Sie haben auch die religiöse Tradition erwähnt, die Unterschiede...

"Ja, die sind für mich,... erlauben Sie mir das persönlich zu sagen: Ich befasse mich mit dem Soziologen Max Weber und für mich ist sehr wichtig zu verstehen, dass es gewisse Lebensweisen gibt, die an die tiefsten Gedanken, an das Weltbild der Menschen geknüpft sind, und in dieser Hinsicht glaube ich, dass der Unterschied zwischen den größten christlichen Religionen in der Formierung der Unterschiede, die gleichzeitig auch eine Einheit bilden, eine riesige Rolle spielte.

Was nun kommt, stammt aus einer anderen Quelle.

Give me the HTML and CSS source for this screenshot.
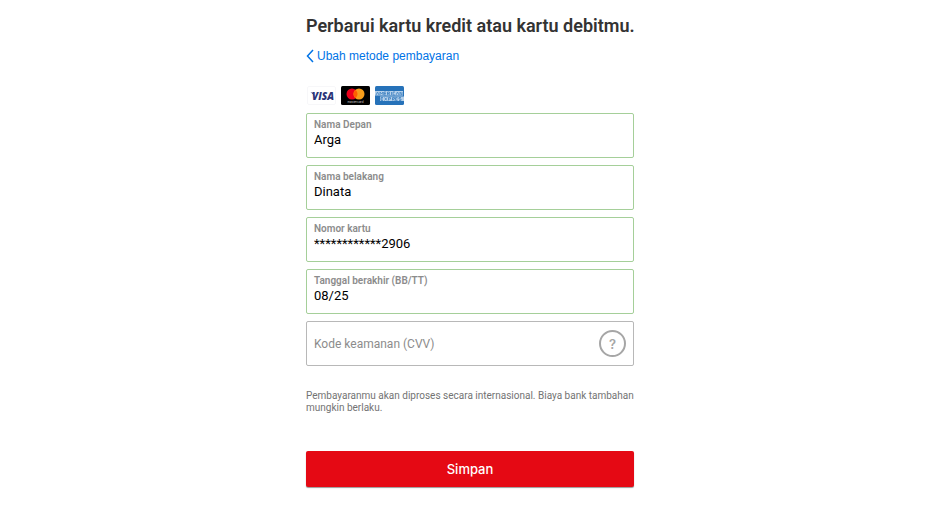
FILE: index.html
```html
<!DOCTYPE html>
<html lang="id">
<head>
<meta charset="utf-8">
<meta name="viewport" content="width=device-width, initial-scale=1">
<title>Perbarui kartu</title>
<link rel="stylesheet" href="styles.css">
</head>
<body>
<main class="payment">
  <h1 class="title">Perbarui kartu kredit atau kartu debitmu.</h1>
  <a class="back" href="#">
    <svg class="back-icon" viewBox="0 0 8 14" aria-hidden="true"><path d="M7 1 1.500 7 7 13"/></svg>
    Ubah metode pembayaran
  </a>
  <div class="cards">
    <svg class="card" viewBox="0 0 29 19" role="img" aria-label="Visa">
      <rect x=".5" y=".5" width="28" height="18" rx="1.5" fill="#fff" stroke="#f7f7f9"/>
      <text class="visa" x="5" y="13.500">VISA</text>
      <path d="M3.500 6.500H6l2 5C7 9 5.500 7.500 3.500 6.500Z" fill="#2a3478"/>
    </svg>
    <svg class="card" viewBox="0 0 29 19" role="img" aria-label="Mastercard">
      <rect width="29" height="19" rx="1.5" fill="#000"/>
      <circle cx="11" cy="8" r="5.500" fill="#eb001b"/>
      <circle cx="18" cy="8" r="5.500" fill="#f79e1b"/>
      <path d="M14.500 3.750a5.500 5.500 0 0 1 0 8.500 5.500 5.500 0 0 1 0-8.500Z" fill="#ff5f00"/>
      <text class="mastercard" x="14.500" y="16.500">mastercard</text>
    </svg>
    <svg class="card" viewBox="0 0 29 19" role="img" aria-label="American Express">
      <rect width="29" height="19" rx="1.5" fill="#2672b9"/>
      <path d="M0 5h28v4.500H0ZM5 10.500h24V15H5Z" fill="#b5d0ea"/>
      <g fill="none" stroke="#3d82c2" stroke-width=".8">
        <path d="m1 9 1.500-3L4 9m1 0V6l1.500 2L8 6v3m3-3H9v3h2M9 7.500h2M12.500 9V6h2v1.500h-2L15 9m1.500-3v3m3.500-3h-2v3h2m1 0 1.500-3L24 9m1 0V6l2 3V6"/>
        <path d="M8 11.500H6v3h2M6 13h2m1.500-1.500 2.500 3m0-3-2.500 3m4 0v-3h2V13h-2m4 1.500v-3h2V13h-2l2 1.500m3-3h-2v3h2m-2-1.500h2m3.500-1.500h-2V13h2v1.500h-2"/>
      </g>
    </svg>
  </div>
  <form class="form">
    <div class="field valid">
      <label class="label" for="first">Nama Depan</label>
      <input class="input" id="first" type="text" value="Arga">
    </div>
    <div class="field valid">
      <label class="label" for="last">Nama belakang</label>
      <input class="input" id="last" type="text" value="Dinata">
    </div>
    <div class="field valid">
      <label class="label" for="number">Nomor kartu</label>
      <input class="input" id="number" type="text" value="************2906">
    </div>
    <div class="field valid">
      <label class="label" for="expiry">Tanggal berakhir (BB/TT)</label>
      <input class="input" id="expiry" type="text" value="08/25">
    </div>
    <div class="field code">
      <input class="input" id="cvv" type="text" placeholder="Kode keamanan (CVV)" aria-label="Kode keamanan (CVV)">
      <button class="help" type="button">?</button>
    </div>
    <p class="note">Pembayaranmu akan diproses secara internasional. Biaya bank tambahan mungkin berlaku.</p>
    <button class="save" type="submit">Simpan</button>
  </form>
</main>
</body>
</html>
```
FILE: styles.css
```css
* { box-sizing: border-box; }
body {
  margin: 0;
  background: #fff;
  color: #333;
  font-family: Roboto, "Liberation Sans", sans-serif;
}
.payment {
  max-width: 328px;
  margin: 0 auto;
  padding: 14px 0 32px;
}
.title {
  margin: 0;
  font-size: 18px;
  font-weight: 600;
  line-height: 24px;
  white-space: nowrap;
}
.back {
  display: flex;
  align-items: center;
  gap: 3px;
  margin-top: 10px;
  color: #0073e6;
  font-family: "Liberation Sans", sans-serif;
  font-size: 12px;
  line-height: 16px;
  text-decoration: none;
}
.back-icon {
  width: 8px;
  height: 14px;
  fill: none;
  stroke: #0073e6;
  stroke-width: 1.5;
}
.cards {
  display: flex;
  gap: 5px;
  margin: 22px 0 8px;
  padding-left: 1px;
}
.card { width: 29px; height: 19px; }
.visa {
  fill: #2a3478;
  font: italic 800 10px "Open Sans", sans-serif;
}
.mastercard {
  fill: #ccc;
  font: 3px Inter, sans-serif;
  text-anchor: middle;
}
.form {
  display: flex;
  flex-direction: column;
  gap: 7px;
}
.field {
  display: flex;
  flex-direction: column;
  min-height: 45px;
  padding: 4px 7px;
  border: 1px solid #b8b8b8;
  border-radius: 2px;
}
.valid { border-color: #a5cf99; }
.label {
  color: #8c8c8c;
  font-size: 10px;
  font-weight: 600;
  line-height: 13px;
}
.input {
  width: 100%;
  padding: 0;
  border: 0;
  outline: 0;
  background: none;
  color: #000;
  font: 13px/18px Roboto, "Liberation Sans", sans-serif;
}
.input::placeholder {
  color: #8c8c8c;
  font-size: 12px;
  opacity: 1;
}
.code {
  flex-direction: row;
  align-items: center;
}
.help {
  flex: none;
  width: 27px;
  height: 27px;
  padding: 0;
  border: 2px solid #a6a6a6;
  border-radius: 50%;
  background: none;
  color: #a6a6a6;
  font: 600 13px/20px Inter, sans-serif;
}
.note {
  margin: 17px 0 30px;
  color: #737373;
  font-size: 10px;
  line-height: 12px;
}
.save {
  height: 36px;
  border: 0;
  border-radius: 2px;
  background: #e50914;
  box-shadow: 0 1px 1px #0006;
  color: #fff;
  font: 500 13px/20px Inter, sans-serif;
}
```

Das heißt Lutheranismus auf der einen Seite und Katholizismus auf der anderen, oder die Orthodoxie im Osten, also dass diese Gesellschaften, wo es für Jahrhunderte diese Religionen gab, sich nicht nur im religiösen Sinne unterscheiden, sondern auch in der Wertorientierung, Politik, Wirtschaft usw."

Der Nationalismus ist ein weiteres Thema: Im Zusammenhang mit der Integration Europas wird von dem Ende der Nationalstaaten gesprochen. Gleichzeitig kann man aber in vielen Ländern Europas eine Steigerung des Nationalismus beobachten.

"Ja, ich glaube, dass diese Steigerung teilweise ein Resultat dieser Integration ist. Man reagiert auf diese Integrationsprozesse mit einer Unterstützung der Identitäten, der Nationen, und es ist eine Art von Furcht vor dem Verschwinden der eigenen Identität. Und wie einer der Teilnehmer dieser Konferenz sagte: Wir leben alle in einer Risikogesellschaft und haben Angst, die Identität zu verlieren, da ist ein Stimulus für eine neue Welle des Nationalismus, die wir in Europa sehen. Leider."

Und können Sie die weitere Entwicklung voraussagen? Kann man vielleicht eine europäische Idee finden und den Leuten anbieten, die diese Furcht und Angst ersetzen würde?

"Ja, ich glaube, es ist möglich, aber es wird eine Zeit dauern. Ich bin überzeugt, es gibt Möglichkeiten eine europäische Idee langsam, aber systematisch aufzubauen. Und ich wiederhole, sie soll in unserer Zeit auf Menschenrechten, auf einer Demokratie und auf einer humanistischen Tradition, die wir doch haben, aufgebaut werden. Ich weiß, dass Europa auch ein Kriegsfeld war, dass die Kriege hier üblich waren, aber wenn man sieht, was nach dem Zweiten Weltkrieg geschah, man sieht, dass Europa ruhig, relativ ruhig im Vergleich mit anderen Teilen der Welt ist. Und wenn wir es schaffen, diese Art von Toleranz und Zusammenarbeit und eine gewisse positive Haltung weiter aufzubauen, dann gibt es eine Chance, dass sich Europa langsam zu einem friedlichen Teil der Welt entwickelt."

Und wie sehen Sie in diesem Kontext die Tschechische Republik, die Stellung der tschechischen Gesellschaft?

"Wieder, ich bin ein Optimist. Ich glaube, es gibt hier eine alte, sehr alte Tradition des Humanismus. Eine kleine Nation oder ein kleines politisches Gebilde muss auf der Charta der Zusammenarbeit dieser Ideen aufbauen. Ich bin daher überzeugt davon, dass die Tschechen, wenn sie sich auf diese Tradition zurückbesinnen, einen aktiven und ich glaube auch einen interessanten Teil des Europa-Konzerts mit aufbauen werden."